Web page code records
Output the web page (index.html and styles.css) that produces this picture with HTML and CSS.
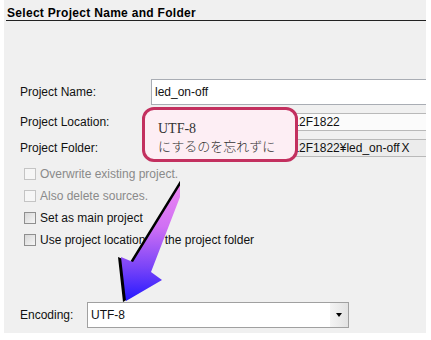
FILE: index.html
```html
<!DOCTYPE html>
<html lang="en">
<head>
    <meta charset="UTF-8">
    <meta name="viewport" content="width=device-width, initial-scale=1.0">
    <title>Select Project Name and Folder</title>
    <link rel="stylesheet" href="styles.css">
</head>
<body>

    <div class="panel">
        <h2 class="title">Select Project Name and Folder</h2>

        <div class="fields">
            <label for="projectName">Project Name:</label>
            <div class="input input-name" id="projectName">led_on-off</div>

            <label for="projectLocation">Project Location:</label>
            <div class="input input-location" id="projectLocation">C:¥MPLABXProjects¥PIC12F1822</div>

            <label for="projectFolder">Project Folder:</label>
            <div class="input input-folder" id="projectFolder">C:¥MPLABXProjects¥PIC12F1822¥led_on-off<span class="caret">X</span></div>
        </div>

        <div class="checks">
            <div class="check disabled"><span class="box"></span>Overwrite existing project.</div>
            <div class="check disabled"><span class="box"></span>Also delete sources.</div>
            <div class="check"><span class="box"></span>Set as main project</div>
            <div class="check"><span class="box"></span>Use project location as the project folder</div>
        </div>

        <div class="encoding">
            <label for="encoding">Encoding:</label>
            <div class="select" id="encoding">
                <span class="select-value">UTF-8</span>
                <span class="select-button"><span class="triangle"></span></span>
            </div>
        </div>

        <!-- note balloon and arrow drawn over the form -->
        <div class="callout">
            <div class="callout-en">UTF-8</div>
            <div class="callout-ja">にするのを忘れずに</div>
        </div>

        <svg class="arrow" width="80" height="160" viewBox="100 150 80 160">
            <defs>
                <linearGradient id="arrowFill" x1="0" y1="0" x2="0" y2="1">
                    <stop offset="0" stop-color="#f890f0"/>
                    <stop offset="0.45" stop-color="#d070f4"/>
                    <stop offset="0.75" stop-color="#7a44f8"/>
                    <stop offset="1" stop-color="#2418ff"/>
                </linearGradient>
            </defs>
            <polygon points="189,166 148,273 158,281 123,302 118,257 130,262" fill="#000"/>
            <polygon points="192,166 151,272 162,280 126,301 121,257 133,262" fill="url(#arrowFill)"/>
        </svg>
    </div>

</body>
</html>
```

FILE: styles.css
```css
body {
    margin: 0;
    background-color: #fff;
    font-family: "Liberation Sans", Arial, "Noto Sans CJK JP", sans-serif;
    font-size: 12px;
    color: #111;
}
.panel {
    position: relative;
    width: 422px;
    height: 333px;
    margin-left: 4px;
    background-color: #f0f0f0;
    overflow: hidden;
}
.title {
    margin: 0 0 0 2px;
    padding: 6px 0 0 1px;
    font-size: 12px;
    line-height: 14px;
    font-weight: bold;
    letter-spacing: 0.3px;
    color: #000;
    border-bottom: 1px solid #222;
}
.fields {
    display: grid;
    grid-template-columns: 131px 1fr;
    row-gap: 8px;
    align-items: center;
    margin: 58px -3px 0 16px;
}
.input {
    box-sizing: border-box;
    height: 18px;
    padding-left: 3px;
    line-height: 16px;
    border: 1px solid #b9b9b9;
    background-color: #fbfbfb;
    white-space: nowrap;
    overflow: hidden;
}
.input-name {
    height: 26px;
    line-height: 24px;
    border-color: #a9adb4;
    background-color: #fff;
}
.input-folder {
    background-color: #ececec;
}
.caret {
    margin-left: 2px;
    font-weight: 300;
}
.checks {
    margin: 6px 0 0 20px;
}
.check {
    display: flex;
    align-items: center;
    height: 22px;
}
.check .box {
    box-sizing: border-box;
    width: 12px;
    height: 12px;
    margin-right: 4px;
    border: 1px solid #8f8f8f;
    background: linear-gradient(135deg, #d8d8d8, #f6f6f6);
}
.check.disabled {
    color: #8a8a8a;
}
.check.disabled .box {
    border-color: #c4c4c4;
    background: #f6f6f6;
}
.encoding {
    display: flex;
    align-items: center;
    margin: 51px 0 0 16px;
}
.encoding label {
    width: 67px;
}
.select {
    box-sizing: border-box;
    display: flex;
    width: 262px;
    height: 26px;
    border: 1px solid #a0a0a0;
    background-color: #fff;
}
.select-value {
    flex: 1;
    padding-left: 3px;
    line-height: 24px;
}
.select-button {
    display: flex;
    align-items: center;
    justify-content: center;
    width: 18px;
    background: linear-gradient(to right, #f4f4f4, #e2e2e2);
}
.triangle {
    width: 0;
    height: 0;
    border-left: 3px solid transparent;
    border-right: 3px solid transparent;
    border-top: 4px solid #000;
}
.callout {
    position: absolute;
    left: 138px;
    top: 107px;
    box-sizing: border-box;
    width: 156px;
    height: 55px;
    padding: 10px 0 0 13px;
    border: 3px solid #c3305f;
    border-radius: 12px;
    background-color: #fdeef4;
    color: #333;
}
.callout-en {
    font-family: "Liberation Serif", "Times New Roman", serif;
    font-size: 14px;
    line-height: 17px;
}
.callout-ja {
    font-family: "Noto Sans CJK JP", sans-serif;
    font-size: 13px;
    line-height: 17px;
    font-weight: 300;
}
.arrow {
    position: absolute;
    left: 96px;
    top: 150px;
}
```
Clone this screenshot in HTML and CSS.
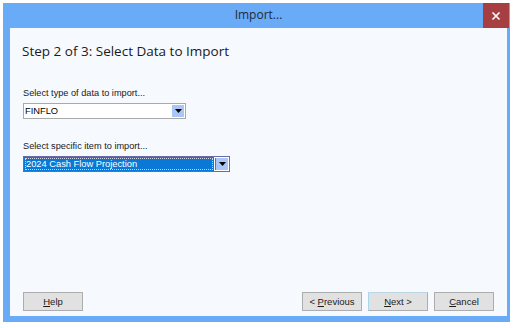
FILE: index.html
```html
<!DOCTYPE html>
<html>
<head>
<meta charset="utf-8">
<link rel="stylesheet" href="styles.css">
</head>
<body>
<div class="window">
  <div class="titlebar">
    <span class="title">Import...</span>
    <div class="close">
      <svg width="10" height="10" viewBox="0 0 10 10"><path d="M1.5 1.5 L8.5 8.5 M8.5 1.5 L1.5 8.5" stroke="#fff" stroke-width="1.6"/></svg>
    </div>
  </div>
  <div class="content">
    <h1 class="heading">Step 2 of 3: Select Data to Import</h1>
    <div class="field field-type">
      <label class="label">Select type of data to import...</label>
      <div class="combo combo-type">
        <span class="combo-text">FINFLO</span>
        <span class="combo-btn"><svg width="7" height="4" viewBox="0 0 7 4"><path d="M0 0 H7 L3.5 4 Z" fill="#000"/></svg></span>
      </div>
    </div>
    <div class="field field-item">
      <label class="label">Select specific item to import...</label>
      <div class="combo combo-item">
        <span class="combo-text selected"><span class="focus">2024 Cash Flow Projection</span></span>
        <span class="combo-btn"><svg width="7" height="4" viewBox="0 0 7 4"><path d="M0 0 H7 L3.5 4 Z" fill="#000"/></svg></span>
      </div>
    </div>
    <div class="spacer"></div>
    <div class="buttons">
      <button class="btn"><u>H</u>elp</button>
      <div class="nav">
        <button class="btn">&lt; <u>P</u>revious</button>
        <button class="btn btn-default"><u>N</u>ext &gt;</button>
        <button class="btn"><u>C</u>ancel</button>
      </div>
    </div>
  </div>
</div>
</body>
</html>
```

FILE: styles.css
```css
html, body {
  margin: 0;
  padding: 0;
  background: #ffffff;
}
body {
  padding: 3px 0 0 3px;
  font-family: "Liberation Sans", Arial, sans-serif;
}
.window {
  width: 507px;
  height: 319px;
  background: #6aabf7;
  display: flex;
  flex-direction: column;
  box-sizing: border-box;
  padding: 0 3px 6px 7px;
}
.titlebar {
  height: 25px;
  display: flex;
  align-items: center;
  justify-content: center;
  position: relative;
}
.title {
  font-family: "Open Sans", sans-serif;
  font-size: 12px;
  color: #1d2a3a;
  margin-top: -2px;
}
.close {
  position: absolute;
  right: -2px;
  top: 0;
  width: 26px;
  height: 25px;
  background: #a73e41;
  display: flex;
  align-items: center;
  justify-content: center;
}
.content {
  flex: 1;
  background: #f6f9fe;
  display: flex;
  flex-direction: column;
  padding: 14px 13px 5px 12px;
}
.heading {
  margin: 0;
  font-family: "Open Sans", sans-serif;
  font-weight: normal;
  font-size: 13.5px;
  color: #1a1a1a;
  line-height: 18px;
}
.field {
  display: flex;
  flex-direction: column;
  gap: 4px;
}
.field-type {
  margin-top: 27px;
}
.field-item {
  margin-top: 21px;
}
.label {
  font-size: 9.2px;
  color: #1a1a1a;
  line-height: 12px;
  padding-left: 1px;
}
.combo {
  display: flex;
  align-items: stretch;
  height: 16px;
  box-sizing: border-box;
  border: 1px solid #a9a9a9;
  background: #fff;
  margin-left: 1px;
}
.combo-type {
  width: 163px;
}
.combo-item {
  width: 207px;
  border-color: #6a6aa8;
}
.combo-text {
  flex: 1;
  font-size: 9.3px;
  color: #000;
  line-height: 14px;
  padding-left: 1px;
}
.combo-text.selected {
  background: #0a78d6;
  color: #fff;
  padding: 1px;
  margin: 0;
  display: flex;
}
.focus {
  flex: 1;
  border: 1px dotted #d0d8e0;
  line-height: 10px;
  padding-left: 0;
}
.combo-btn {
  width: 12px;
  margin: 1px;
  background: #a9c6f6;
  display: flex;
  align-items: center;
  justify-content: center;
}
.combo-item .combo-btn {
  margin-left: 1px;
  border-left: 1px solid #6a6aa8;
}
.spacer {
  flex: 1;
}
.buttons {
  display: flex;
  justify-content: space-between;
  align-items: center;
  padding-left: 1px;
  padding-right: 0;
}
.nav {
  display: flex;
  gap: 6px;
}
.btn {
  width: 60px;
  height: 19px;
  box-sizing: border-box;
  background: #e1e1e1;
  border: 1px solid #adadad;
  font-family: "Liberation Sans", Arial, sans-serif;
  font-size: 9.5px;
  color: #1a1a1a;
  padding: 0;
}
.btn-default {
  border-color: #bcd6e6 #adadad #adadad #a9d6ea;
}
```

> **Instructions for the task**: Determine how many lines of the entries above carry the string "styles", and give that number alone.

> **Written answer**: 5